>>>
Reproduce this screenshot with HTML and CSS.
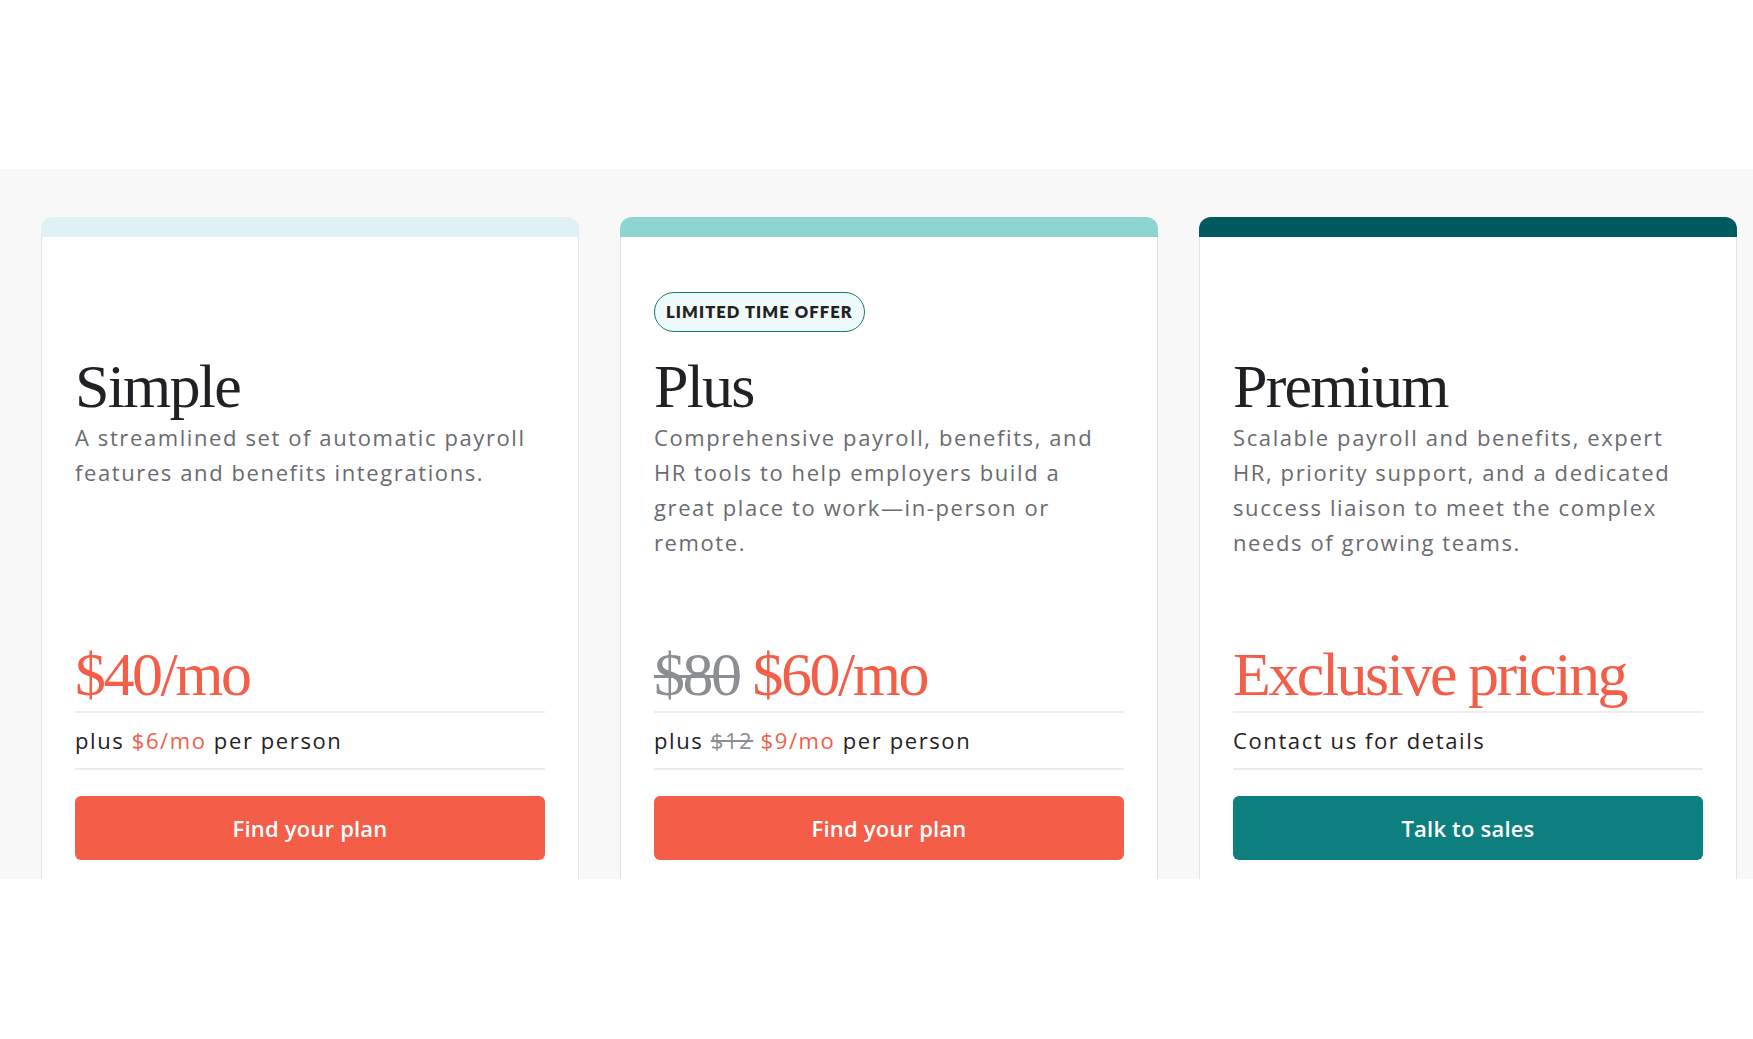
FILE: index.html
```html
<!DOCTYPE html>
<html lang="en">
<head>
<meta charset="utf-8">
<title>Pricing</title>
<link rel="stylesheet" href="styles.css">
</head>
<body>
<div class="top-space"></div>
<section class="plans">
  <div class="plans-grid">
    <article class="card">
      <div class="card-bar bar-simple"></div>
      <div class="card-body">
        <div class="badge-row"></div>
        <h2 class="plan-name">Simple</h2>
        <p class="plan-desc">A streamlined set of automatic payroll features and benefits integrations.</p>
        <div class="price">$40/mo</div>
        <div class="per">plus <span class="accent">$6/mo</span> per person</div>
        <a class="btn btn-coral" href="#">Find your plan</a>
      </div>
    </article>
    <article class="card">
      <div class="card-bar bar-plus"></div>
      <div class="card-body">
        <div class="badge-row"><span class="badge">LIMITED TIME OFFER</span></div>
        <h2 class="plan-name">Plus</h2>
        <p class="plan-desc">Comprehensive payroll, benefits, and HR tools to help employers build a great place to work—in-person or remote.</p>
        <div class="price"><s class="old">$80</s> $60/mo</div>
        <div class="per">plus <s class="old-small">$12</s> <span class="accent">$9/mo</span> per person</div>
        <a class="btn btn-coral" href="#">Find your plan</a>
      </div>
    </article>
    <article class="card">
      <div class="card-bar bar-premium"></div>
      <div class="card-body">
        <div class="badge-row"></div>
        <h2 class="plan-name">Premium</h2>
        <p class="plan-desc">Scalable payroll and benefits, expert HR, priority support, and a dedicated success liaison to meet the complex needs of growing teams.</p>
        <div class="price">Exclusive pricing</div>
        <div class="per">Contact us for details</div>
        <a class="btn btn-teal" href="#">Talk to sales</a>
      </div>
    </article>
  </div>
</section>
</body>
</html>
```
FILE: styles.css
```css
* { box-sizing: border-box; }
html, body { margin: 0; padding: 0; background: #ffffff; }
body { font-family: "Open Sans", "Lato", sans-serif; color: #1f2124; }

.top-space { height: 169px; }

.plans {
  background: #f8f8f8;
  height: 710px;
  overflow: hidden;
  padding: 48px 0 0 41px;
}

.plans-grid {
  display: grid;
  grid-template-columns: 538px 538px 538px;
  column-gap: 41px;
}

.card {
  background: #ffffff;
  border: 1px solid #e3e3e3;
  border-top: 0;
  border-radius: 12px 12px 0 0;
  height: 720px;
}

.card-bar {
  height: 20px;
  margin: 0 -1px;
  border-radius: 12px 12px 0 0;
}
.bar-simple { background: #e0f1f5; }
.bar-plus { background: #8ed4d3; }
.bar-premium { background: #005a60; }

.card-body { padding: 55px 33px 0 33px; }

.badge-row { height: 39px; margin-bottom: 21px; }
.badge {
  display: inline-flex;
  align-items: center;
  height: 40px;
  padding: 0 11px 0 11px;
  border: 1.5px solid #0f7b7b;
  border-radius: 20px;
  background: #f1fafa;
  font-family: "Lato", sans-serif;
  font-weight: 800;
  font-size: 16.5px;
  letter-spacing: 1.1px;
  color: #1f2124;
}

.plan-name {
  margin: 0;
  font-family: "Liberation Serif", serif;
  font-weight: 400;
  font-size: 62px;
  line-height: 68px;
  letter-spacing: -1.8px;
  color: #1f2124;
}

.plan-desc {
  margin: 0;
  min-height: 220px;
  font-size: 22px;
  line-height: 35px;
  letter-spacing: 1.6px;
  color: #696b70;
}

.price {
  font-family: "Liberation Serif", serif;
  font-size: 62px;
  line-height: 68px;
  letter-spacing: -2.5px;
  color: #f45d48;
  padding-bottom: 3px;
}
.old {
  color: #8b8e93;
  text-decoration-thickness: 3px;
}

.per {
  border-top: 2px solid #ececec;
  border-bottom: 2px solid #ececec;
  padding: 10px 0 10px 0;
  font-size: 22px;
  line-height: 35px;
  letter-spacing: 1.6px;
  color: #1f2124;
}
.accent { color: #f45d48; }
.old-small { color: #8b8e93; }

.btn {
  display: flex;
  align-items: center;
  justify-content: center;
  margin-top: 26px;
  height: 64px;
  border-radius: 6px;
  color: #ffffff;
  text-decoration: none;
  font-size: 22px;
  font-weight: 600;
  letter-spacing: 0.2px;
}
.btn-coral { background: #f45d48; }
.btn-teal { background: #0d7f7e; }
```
<<<
## TASK:
Make an exact copy of the listing above. Do not include the pictures.

## ANSWER TO THE EXERCISE:
Reproduce this screenshot with HTML and CSS.
FILE: index.html
```html
<!DOCTYPE html>
<html lang="en">
<head>
<meta charset="utf-8">
<title>Pricing</title>
<link rel="stylesheet" href="styles.css">
</head>
<body>
<div class="top-space"></div>
<section class="plans">
  <div class="plans-grid">
    <article class="card">
      <div class="card-bar bar-simple"></div>
      <div class="card-body">
        <div class="badge-row"></div>
        <h2 class="plan-name">Simple</h2>
        <p class="plan-desc">A streamlined set of automatic payroll features and benefits integrations.</p>
        <div class="price">$40/mo</div>
        <div class="per">plus <span class="accent">$6/mo</span> per person</div>
        <a class="btn btn-coral" href="#">Find your plan</a>
      </div>
    </article>
    <article class="card">
      <div class="card-bar bar-plus"></div>
      <div class="card-body">
        <div class="badge-row"><span class="badge">LIMITED TIME OFFER</span></div>
        <h2 class="plan-name">Plus</h2>
        <p class="plan-desc">Comprehensive payroll, benefits, and HR tools to help employers build a great place to work—in-person or remote.</p>
        <div class="price"><s class="old">$80</s> $60/mo</div>
        <div class="per">plus <s class="old-small">$12</s> <span class="accent">$9/mo</span> per person</div>
        <a class="btn btn-coral" href="#">Find your plan</a>
      </div>
    </article>
    <article class="card">
      <div class="card-bar bar-premium"></div>
      <div class="card-body">
        <div class="badge-row"></div>
        <h2 class="plan-name">Premium</h2>
        <p class="plan-desc">Scalable payroll and benefits, expert HR, priority support, and a dedicated success liaison to meet the complex needs of growing teams.</p>
        <div class="price">Exclusive pricing</div>
        <div class="per">Contact us for details</div>
        <a class="btn btn-teal" href="#">Talk to sales</a>
      </div>
    </article>
  </div>
</section>
</body>
</html>
```
FILE: styles.css
```css
* { box-sizing: border-box; }
html, body { margin: 0; padding: 0; background: #ffffff; }
body { font-family: "Open Sans", "Lato", sans-serif; color: #1f2124; }

.top-space { height: 169px; }

.plans {
  background: #f8f8f8;
  height: 710px;
  overflow: hidden;
  padding: 48px 0 0 41px;
}

.plans-grid {
  display: grid;
  grid-template-columns: 538px 538px 538px;
  column-gap: 41px;
}

.card {
  background: #ffffff;
  border: 1px solid #e3e3e3;
  border-top: 0;
  border-radius: 12px 12px 0 0;
  height: 720px;
}

.card-bar {
  height: 20px;
  margin: 0 -1px;
  border-radius: 12px 12px 0 0;
}
.bar-simple { background: #e0f1f5; }
.bar-plus { background: #8ed4d3; }
.bar-premium { background: #005a60; }

.card-body { padding: 55px 33px 0 33px; }

.badge-row { height: 39px; margin-bottom: 21px; }
.badge {
  display: inline-flex;
  align-items: center;
  height: 40px;
  padding: 0 11px 0 11px;
  border: 1.5px solid #0f7b7b;
  border-radius: 20px;
  background: #f1fafa;
  font-family: "Lato", sans-serif;
  font-weight: 800;
  font-size: 16.5px;
  letter-spacing: 1.1px;
  color: #1f2124;
}

.plan-name {
  margin: 0;
  font-family: "Liberation Serif", serif;
  font-weight: 400;
  font-size: 62px;
  line-height: 68px;
  letter-spacing: -1.8px;
  color: #1f2124;
}

.plan-desc {
  margin: 0;
  min-height: 220px;
  font-size: 22px;
  line-height: 35px;
  letter-spacing: 1.6px;
  color: #696b70;
}

.price {
  font-family: "Liberation Serif", serif;
  font-size: 62px;
  line-height: 68px;
  letter-spacing: -2.5px;
  color: #f45d48;
  padding-bottom: 3px;
}
.old {
  color: #8b8e93;
  text-decoration-thickness: 3px;
}

.per {
  border-top: 2px solid #ececec;
  border-bottom: 2px solid #ececec;
  padding: 10px 0 10px 0;
  font-size: 22px;
  line-height: 35px;
  letter-spacing: 1.6px;
  color: #1f2124;
}
.accent { color: #f45d48; }
.old-small { color: #8b8e93; }

.btn {
  display: flex;
  align-items: center;
  justify-content: center;
  margin-top: 26px;
  height: 64px;
  border-radius: 6px;
  color: #ffffff;
  text-decoration: none;
  font-size: 22px;
  font-weight: 600;
  letter-spacing: 0.2px;
}
.btn-coral { background: #f45d48; }
.btn-teal { background: #0d7f7e; }
```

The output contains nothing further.